詩歌・贈言「青年の譜」「広宣の詩」(池田大作全集第39巻)

前後
2  ことに「建設の年」と銘打たれた一九六九年元旦に発表された『建設の譜』は、全会員に、社会に崩れざる平和と幸の都を建設する仏法者の使命の自覚を促した。その共感の波は怒濤のように広がり、各人の生活全般に建設の気概がみなぎっていった。そして「破壊は 一瞬 建設は 死闘」の一節は、社会にあって自己の課題に挑戦する会員の合言葉になった観さえある。
 また、一九七〇年十二月五日に作詩した詩『青年の譜』、翌七一年九月五日、学生部に贈った『革命の河の中で』は、混迷の時代に新たな道を開き、青年の生き方の規範を提示するものとなった。
 一九七〇年といえば、スチュデントパワーの嵐が吹き荒れ、「反戦」や「権力の解体」を叫ぶ学生のデモが街路を埋め、キャンパスではロックアウトが相次いでいたとろである。更に、公害による環境破壊が露呈し、反公害を訴える市民運動も高まりを見せていた。それは、物質的な豊かさの追求がもたらした歪みを是正し、人間が人間らしくあろうとする「渇仰」と「模索」がもたらす”混沌カオス”の時代でもあった。しかし、人間自身の変革の方途を見いだせず、民衆から遊離した急進的な運動は、やがて頓挫をきたしていく。青年の多くは、自分たちの進むべき指標を見失い、無気力に陥ることを余儀なくされていったといってよい。
 そのとき、学会の青年たちは、この『青年の譜』を行動の規範とし、互いに暗唱しあいながら、時代創造への新たな青年の道を切り開いていった。
  われらは遂にこれを見つけた
  本源的人間への挑戦
  これ人間革命の戦いなりと
  いま一人より起ちて
  七百万の{民衆}(とも)となる(『青年の譜』)
3  反戦平和を叫びながら、分裂と抗争を繰り返してきた運動の矛盾。それを回避するために何がなければならないのか――著者は、創価学会の目指す人間復権の運動の在り方を示し、その解決の方途を謳う。
  われらは
  いかなるセクトも必要ない
  偏狭なる党派門閥の障壁を
  勇敢に乗り越えて
  人間として
  赤裸々な人間として
  生き 動き 喜ぶ新社会のために
  君よ 戦え!
  僕も 戦う!
  その ノン・セクトのセクト
  セクトにならない 人間というセクト
  これを 人間党と 共に叫ぼう(『革命の河の中で』)
4  それは階級対立やイデオロギー、国家、民族の壁を越え、「人間」という普遍の共通項に立脚した平和創造の”調和の哲学”を開示したものといえよう。時代を鋭く洞察し、人間の進むべき道を照らし出す著者の詩には、仏法を基調にした哲理と英知のきらめきがある。そして、労苦の人を思いやる慈愛の温もりに満ちている。
  おお 誇り高き
  静寂の朝――
  暁天をあおぎ 広布の便りを携えて走る
  今日も 明日も
  君らこそ 如来の使いの姿であり
  真実の 民衆の王者だ(『無冠の友』)
5  これは聖教新聞の配達員の友に贈った詩の冒頭の一節だが、この詩を目にしたメンバーは、日々の労作業にどれほど大きな誇りを見いだしたことだろうか。暗夜をも一瞬にして光の園に変えてしまうようなロマンの光彩を見る思いがしてならない。

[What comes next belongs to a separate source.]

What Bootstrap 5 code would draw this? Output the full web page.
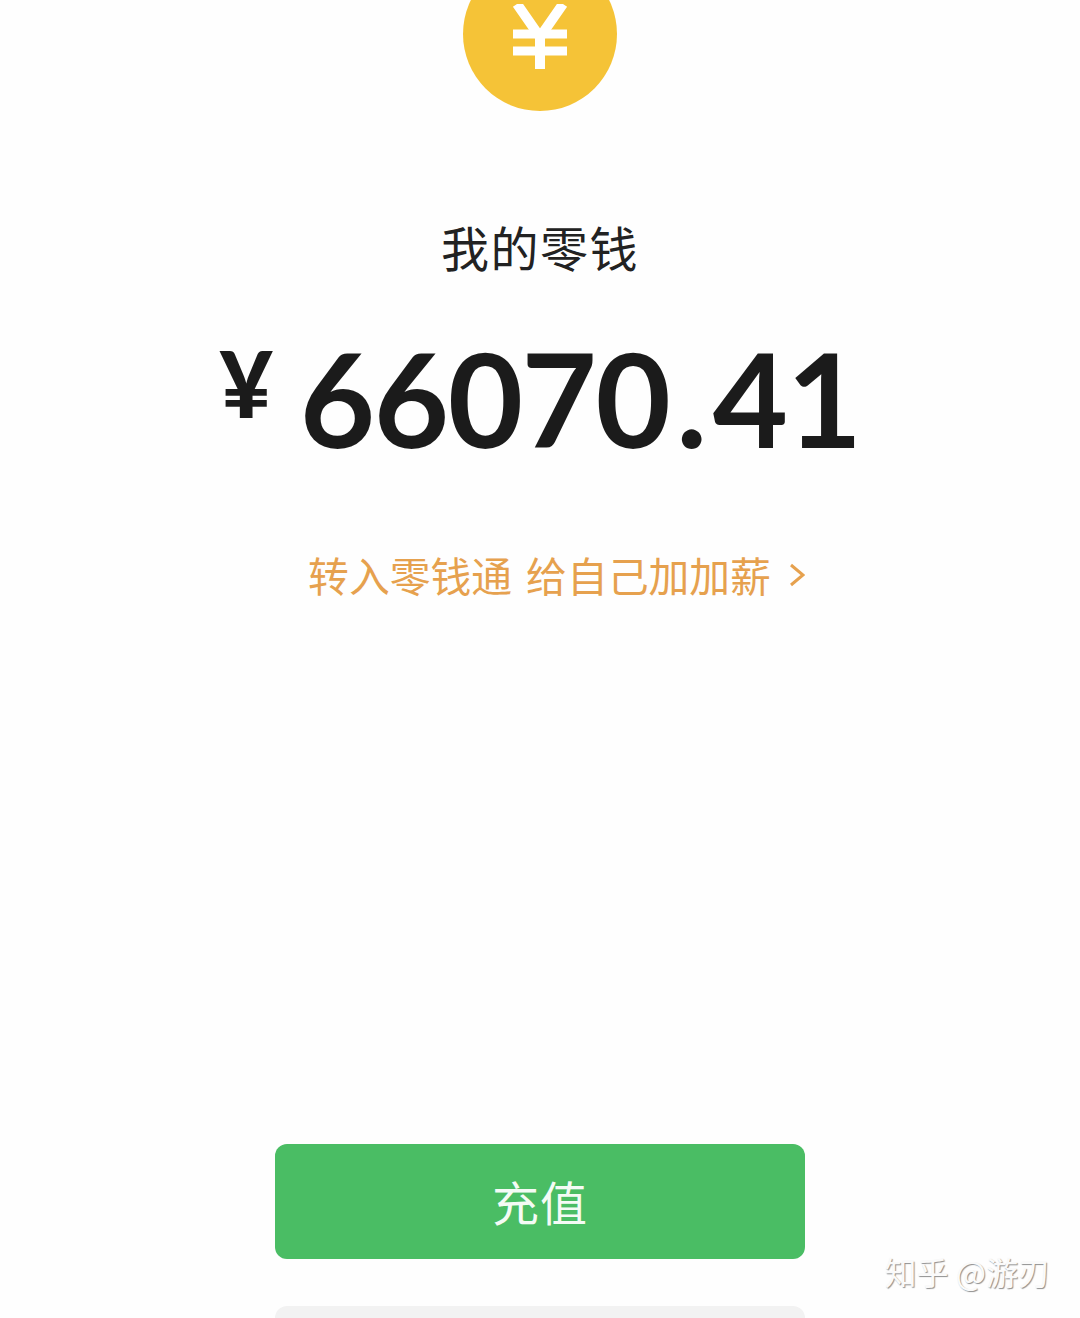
<!DOCTYPE html>
<html lang="zh-CN">
<head>
    <meta charset="UTF-8">
    <meta name="viewport" content="width=device-width, initial-scale=1.0">
    <title>我的零钱</title>
    <link href="https://cdn.jsdelivr.net/npm/bootstrap@5.3.0/dist/css/bootstrap.min.css" rel="stylesheet">
    <style>
        html, body { height: 1318px; overflow: hidden; }
        body { background: #fefefe; font-family: "Noto Sans CJK SC", "Liberation Sans", sans-serif; color: #1b1b1b; }
        .page-wrap { height: 1318px; }
        .coin { width: 154px; height: 154px; margin-top: -43px; background: #f5c337; border-radius: 50%; }
        .coin svg { margin-top: 47px; }
        .wallet-title { margin-top: 100px; font-size: 48px; line-height: 70px; letter-spacing: 1.5px; color: #222; }
        .amount-row { margin-top: 53px; height: 130px; }
        .amount-sign { font-family: Lato, sans-serif; font-weight: 900; font-size: 92px; line-height: 1; margin-right: 27px; margin-top: -33px; }
        .amount-num { font-family: Lato, sans-serif; font-weight: 700; font-size: 130px; line-height: 130px; letter-spacing: -1.5px; margin-top: -3px; }
        .amount-dot { margin: 0 7px; }
        .promo { margin-top: 81px; font-size: 40.8px; line-height: 60px; color: #e6a14e; padding-left: 33px; }
        .promo-gap { width: 14px; }
        .promo svg { margin-left: 18px; margin-top: 0; }
        .spacer { flex: 1; }
        .btn-wallet { width: 530px; border: 0; flex-shrink: 0; }
        .btn-green { height: 115px; border-radius: 12px; font-size: 47px; letter-spacing: 1px; background: #4abd64; color: #f4fbf5; }
        .btn-green:hover { background: #4abd64; color: #f4fbf5; }
        .btn-grey { height: 12px; margin-top: 47px; border-radius: 12px 12px 0 0; background: #f2f2f2; }
        .watermark { right: 30px; top: 1249px; font-size: 32px; line-height: 44px; color: #fafafa; text-shadow: 1px 1px 1px #8f8f8f; }
    </style>
</head>
<body>
    <div class="page-wrap d-flex flex-column align-items-center position-relative">
        <div class="coin d-flex justify-content-center flex-shrink-0">
            <svg width="58" height="66" viewBox="0 0 58 66" fill="none" stroke="#fff">
                <path d="M6 0 L29 33 L52 0" stroke-width="10"/>
                <path d="M2 30 H56 M2 47 H56" stroke-width="9"/>
                <path d="M29 28 V65" stroke-width="10"/>
            </svg>
        </div>

        <div class="wallet-title">我的零钱</div>

        <div class="amount-row d-flex align-items-center justify-content-center">
            <span class="amount-sign">¥</span>
            <span class="amount-num">66070<span class="amount-dot">.</span>41</span>
        </div>

        <div class="promo d-flex align-items-center">
            <span>转入零钱通</span>
            <span class="promo-gap"></span>
            <span>给自己加加薪</span>
            <svg width="16" height="24" viewBox="0 0 16 24" fill="none" stroke="#e6a14e" stroke-width="3">
                <path d="M2 2 L14 12 L2 22"/>
            </svg>
        </div>

        <div class="spacer"></div>

        <button type="button" class="btn btn-wallet btn-green">充值</button>
        <div class="btn-wallet btn-grey"></div>

        <div class="watermark position-absolute">知乎 @游刃</div>
    </div>
    <script src="https://cdn.jsdelivr.net/npm/bootstrap@5.3.0/dist/js/bootstrap.bundle.min.js"></script>
</body>
</html>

 「詩は歴史を支える地盤である」とはハイデッガ―の言葉だが、これらの詩を心の支えとして、無名の民衆が信仰の歓びを噛みしめながら、創価の歴史を織り成してきたことを思うとまことに感慨深い。世界には、民衆に愛され、親しまれた詩人は多いが、その一つ一つの作品が、単なる慰めにとどまらず、人々の生きる力を育み、時代創造の源泉となってきた詩人は少ない。

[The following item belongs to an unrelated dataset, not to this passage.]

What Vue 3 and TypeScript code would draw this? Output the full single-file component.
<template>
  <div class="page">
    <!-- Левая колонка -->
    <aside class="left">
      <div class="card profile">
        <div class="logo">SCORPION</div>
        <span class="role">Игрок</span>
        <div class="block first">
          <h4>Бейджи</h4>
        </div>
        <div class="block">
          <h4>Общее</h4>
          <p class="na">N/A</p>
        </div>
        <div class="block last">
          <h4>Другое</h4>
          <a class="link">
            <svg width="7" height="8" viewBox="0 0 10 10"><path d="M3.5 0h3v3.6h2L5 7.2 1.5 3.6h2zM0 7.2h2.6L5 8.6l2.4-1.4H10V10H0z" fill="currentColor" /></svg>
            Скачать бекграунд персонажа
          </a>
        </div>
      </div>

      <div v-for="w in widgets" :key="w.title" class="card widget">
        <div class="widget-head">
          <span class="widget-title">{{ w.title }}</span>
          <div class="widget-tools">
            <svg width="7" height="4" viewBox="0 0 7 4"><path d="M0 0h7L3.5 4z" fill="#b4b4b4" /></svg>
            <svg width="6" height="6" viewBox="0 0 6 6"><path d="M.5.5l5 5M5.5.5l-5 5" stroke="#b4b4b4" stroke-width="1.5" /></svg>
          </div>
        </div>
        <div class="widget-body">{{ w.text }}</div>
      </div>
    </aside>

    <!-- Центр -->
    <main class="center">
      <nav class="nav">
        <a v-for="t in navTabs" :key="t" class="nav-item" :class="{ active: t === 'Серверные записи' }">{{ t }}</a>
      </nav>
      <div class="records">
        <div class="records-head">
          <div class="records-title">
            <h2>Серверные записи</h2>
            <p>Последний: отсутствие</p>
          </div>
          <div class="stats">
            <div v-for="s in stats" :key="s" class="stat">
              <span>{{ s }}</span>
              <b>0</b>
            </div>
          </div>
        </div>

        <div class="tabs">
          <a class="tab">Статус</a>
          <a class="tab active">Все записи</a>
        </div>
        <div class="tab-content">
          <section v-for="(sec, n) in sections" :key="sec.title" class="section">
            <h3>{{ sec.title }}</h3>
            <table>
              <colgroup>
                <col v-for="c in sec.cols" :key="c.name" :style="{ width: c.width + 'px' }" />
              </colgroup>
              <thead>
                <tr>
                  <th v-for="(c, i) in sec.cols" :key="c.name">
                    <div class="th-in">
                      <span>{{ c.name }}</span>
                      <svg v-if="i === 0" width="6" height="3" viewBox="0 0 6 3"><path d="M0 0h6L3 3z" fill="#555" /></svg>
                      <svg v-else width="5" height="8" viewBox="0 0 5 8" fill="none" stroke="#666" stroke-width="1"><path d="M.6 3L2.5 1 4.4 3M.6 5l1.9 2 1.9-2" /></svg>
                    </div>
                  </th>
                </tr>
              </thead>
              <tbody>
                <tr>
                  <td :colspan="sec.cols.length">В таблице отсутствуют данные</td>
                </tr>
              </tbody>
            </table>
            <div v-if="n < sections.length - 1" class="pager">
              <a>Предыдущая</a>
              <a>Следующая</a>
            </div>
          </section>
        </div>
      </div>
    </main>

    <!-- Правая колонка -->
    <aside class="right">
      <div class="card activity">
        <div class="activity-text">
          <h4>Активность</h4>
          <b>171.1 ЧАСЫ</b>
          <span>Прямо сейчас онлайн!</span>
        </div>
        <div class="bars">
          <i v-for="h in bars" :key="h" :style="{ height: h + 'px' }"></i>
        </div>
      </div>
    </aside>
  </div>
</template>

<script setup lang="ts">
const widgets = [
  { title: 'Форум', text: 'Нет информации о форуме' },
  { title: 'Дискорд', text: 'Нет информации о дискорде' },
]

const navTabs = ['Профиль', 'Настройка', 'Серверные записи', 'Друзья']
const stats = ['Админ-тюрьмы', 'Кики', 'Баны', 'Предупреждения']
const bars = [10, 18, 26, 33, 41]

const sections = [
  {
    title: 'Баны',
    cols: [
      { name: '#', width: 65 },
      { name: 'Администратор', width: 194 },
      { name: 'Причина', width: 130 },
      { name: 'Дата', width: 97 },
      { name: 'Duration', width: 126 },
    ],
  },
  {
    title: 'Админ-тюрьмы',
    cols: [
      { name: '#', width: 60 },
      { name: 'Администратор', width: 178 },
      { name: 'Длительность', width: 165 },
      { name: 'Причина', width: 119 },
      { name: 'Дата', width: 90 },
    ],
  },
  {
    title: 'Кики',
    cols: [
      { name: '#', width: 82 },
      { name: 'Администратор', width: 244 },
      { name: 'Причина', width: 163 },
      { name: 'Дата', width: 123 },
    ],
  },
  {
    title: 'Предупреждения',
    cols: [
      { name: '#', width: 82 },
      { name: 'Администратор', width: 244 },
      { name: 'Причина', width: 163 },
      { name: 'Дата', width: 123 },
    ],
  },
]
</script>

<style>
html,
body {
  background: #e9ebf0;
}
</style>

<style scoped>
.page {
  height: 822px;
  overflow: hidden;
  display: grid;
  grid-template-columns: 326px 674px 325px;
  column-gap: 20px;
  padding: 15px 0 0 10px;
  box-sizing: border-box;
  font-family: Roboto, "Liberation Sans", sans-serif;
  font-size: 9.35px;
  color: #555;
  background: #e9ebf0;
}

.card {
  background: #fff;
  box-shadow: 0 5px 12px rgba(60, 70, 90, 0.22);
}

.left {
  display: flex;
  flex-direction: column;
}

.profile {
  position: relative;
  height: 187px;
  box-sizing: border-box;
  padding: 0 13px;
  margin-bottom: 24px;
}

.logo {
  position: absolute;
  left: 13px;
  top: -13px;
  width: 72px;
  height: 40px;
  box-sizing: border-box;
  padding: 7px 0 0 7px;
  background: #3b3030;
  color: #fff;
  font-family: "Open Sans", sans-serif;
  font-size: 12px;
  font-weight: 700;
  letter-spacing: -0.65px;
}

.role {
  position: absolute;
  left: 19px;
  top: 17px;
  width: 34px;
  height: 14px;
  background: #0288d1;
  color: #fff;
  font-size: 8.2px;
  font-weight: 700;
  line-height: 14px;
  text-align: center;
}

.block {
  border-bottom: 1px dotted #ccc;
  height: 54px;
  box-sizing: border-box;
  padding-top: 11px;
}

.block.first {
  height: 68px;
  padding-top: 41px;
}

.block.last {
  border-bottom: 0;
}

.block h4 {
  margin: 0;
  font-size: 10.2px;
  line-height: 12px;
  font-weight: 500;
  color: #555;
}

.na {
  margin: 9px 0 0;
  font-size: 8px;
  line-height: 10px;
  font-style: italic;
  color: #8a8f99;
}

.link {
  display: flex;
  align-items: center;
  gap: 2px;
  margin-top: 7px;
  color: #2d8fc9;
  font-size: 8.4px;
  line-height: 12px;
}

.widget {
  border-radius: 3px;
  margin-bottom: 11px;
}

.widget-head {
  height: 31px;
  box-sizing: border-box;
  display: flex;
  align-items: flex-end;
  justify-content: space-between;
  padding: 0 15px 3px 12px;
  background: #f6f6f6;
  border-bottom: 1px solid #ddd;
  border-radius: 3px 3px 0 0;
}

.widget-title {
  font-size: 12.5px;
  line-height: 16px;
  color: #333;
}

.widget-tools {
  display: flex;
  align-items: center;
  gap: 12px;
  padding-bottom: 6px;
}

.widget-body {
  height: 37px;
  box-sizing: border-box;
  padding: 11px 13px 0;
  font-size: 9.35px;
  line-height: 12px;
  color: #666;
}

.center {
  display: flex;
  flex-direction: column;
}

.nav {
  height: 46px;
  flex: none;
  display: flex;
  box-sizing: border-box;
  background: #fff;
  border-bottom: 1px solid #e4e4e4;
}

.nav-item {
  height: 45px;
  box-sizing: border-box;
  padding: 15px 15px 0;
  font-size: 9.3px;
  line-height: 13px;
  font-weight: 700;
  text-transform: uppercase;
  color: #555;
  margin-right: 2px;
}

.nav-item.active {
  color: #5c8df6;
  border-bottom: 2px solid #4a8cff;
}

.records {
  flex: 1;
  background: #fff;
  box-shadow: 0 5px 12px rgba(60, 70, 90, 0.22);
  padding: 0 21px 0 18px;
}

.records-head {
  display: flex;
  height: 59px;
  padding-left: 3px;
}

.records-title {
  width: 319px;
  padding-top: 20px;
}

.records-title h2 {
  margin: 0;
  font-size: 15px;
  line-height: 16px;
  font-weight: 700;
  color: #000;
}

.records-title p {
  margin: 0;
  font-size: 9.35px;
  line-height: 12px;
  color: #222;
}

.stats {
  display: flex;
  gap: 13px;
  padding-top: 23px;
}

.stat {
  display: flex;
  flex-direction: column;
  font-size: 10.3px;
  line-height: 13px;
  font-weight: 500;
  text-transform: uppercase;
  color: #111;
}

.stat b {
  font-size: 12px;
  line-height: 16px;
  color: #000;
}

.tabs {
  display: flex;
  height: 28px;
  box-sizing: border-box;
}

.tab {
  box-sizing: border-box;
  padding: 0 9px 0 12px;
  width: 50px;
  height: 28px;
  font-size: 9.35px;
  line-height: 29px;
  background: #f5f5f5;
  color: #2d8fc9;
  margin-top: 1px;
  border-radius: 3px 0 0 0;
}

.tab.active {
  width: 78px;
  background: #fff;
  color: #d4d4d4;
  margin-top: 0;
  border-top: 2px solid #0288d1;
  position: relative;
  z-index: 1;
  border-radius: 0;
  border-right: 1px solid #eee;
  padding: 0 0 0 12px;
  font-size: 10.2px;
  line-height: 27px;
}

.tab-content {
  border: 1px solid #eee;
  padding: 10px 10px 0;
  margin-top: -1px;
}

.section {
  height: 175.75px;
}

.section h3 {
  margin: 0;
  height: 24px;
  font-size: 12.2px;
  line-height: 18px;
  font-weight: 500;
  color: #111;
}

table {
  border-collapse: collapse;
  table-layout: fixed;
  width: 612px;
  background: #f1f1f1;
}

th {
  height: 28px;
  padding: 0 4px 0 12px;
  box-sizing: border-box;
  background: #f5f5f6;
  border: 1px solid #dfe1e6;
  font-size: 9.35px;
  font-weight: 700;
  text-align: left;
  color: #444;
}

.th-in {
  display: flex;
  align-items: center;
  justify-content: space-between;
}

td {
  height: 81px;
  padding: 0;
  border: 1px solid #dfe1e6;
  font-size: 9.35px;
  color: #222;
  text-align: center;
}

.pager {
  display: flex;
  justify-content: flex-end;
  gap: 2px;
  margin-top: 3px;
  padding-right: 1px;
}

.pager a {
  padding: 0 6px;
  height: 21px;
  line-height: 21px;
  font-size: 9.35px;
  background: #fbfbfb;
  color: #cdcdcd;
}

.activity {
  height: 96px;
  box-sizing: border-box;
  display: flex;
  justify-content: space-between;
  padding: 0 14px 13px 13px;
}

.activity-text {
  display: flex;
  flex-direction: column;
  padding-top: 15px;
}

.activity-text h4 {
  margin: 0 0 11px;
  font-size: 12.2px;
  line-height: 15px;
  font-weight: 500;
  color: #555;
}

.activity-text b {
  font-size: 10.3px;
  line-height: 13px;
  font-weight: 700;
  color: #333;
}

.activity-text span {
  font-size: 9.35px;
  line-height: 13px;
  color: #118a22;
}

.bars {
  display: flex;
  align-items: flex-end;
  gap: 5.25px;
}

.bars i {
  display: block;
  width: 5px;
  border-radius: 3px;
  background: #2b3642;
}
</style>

 著者の詩は、一本の桜の木や雑草を謳いながらも、それが永遠、常住に連なり、生命の讃歌となり、人間への頒詩しょうしとなっている。この詩に接するとき、人は、自分という微小な存在が人類の平和に繋がり、宇宙に連動する無限大の存在であることを知る。「我即宇宙」「宇宙即我」ともいうべき精神の広大な広がりを感じる。この詩のもつそうした、ダイナミズムは、仏法者として徹して行動に生きる著者の心音が紡ぎ出すヒューマニズムの錦にほかならない。まさに、詩とは境涯の投影であり、人間の胸中に脈打つ念々の発露といえよう。
6  なお、本巻の前半『青年の譜』は、読売新聞社発刊の詩集『青年の譜』に収められた作品を再録し、後半の『広宣の詩』は、聖教新聞社発行の詩と贈言『青年の譜』『青年の詩』などの作品を、四章に再構成したものである。このうち『広宣の詩』では、「青春」の章に著者の若き日の作品を、「希望」の章には高等部、中等部、少年・少女部をはじめ、未来に生きる若い力を称え詠んだ作品を収めた。「歓喜」の章には『人間革命の歌』をはじめ、各部各地の友に贈った歌詞を収録。「同志」の章には『青年よ二十一世紀の広布の山を登れ』のほか、九州、関西、更にアメリカ、ドイツなどの友に贈った長編詩を中心に構成したことを付記しておきたい。
 本書が、現代という精神の荒野を潤す泉として、また、人類の未来を照らし出す光源として、多くの人々に愛読されることを願ってやまない。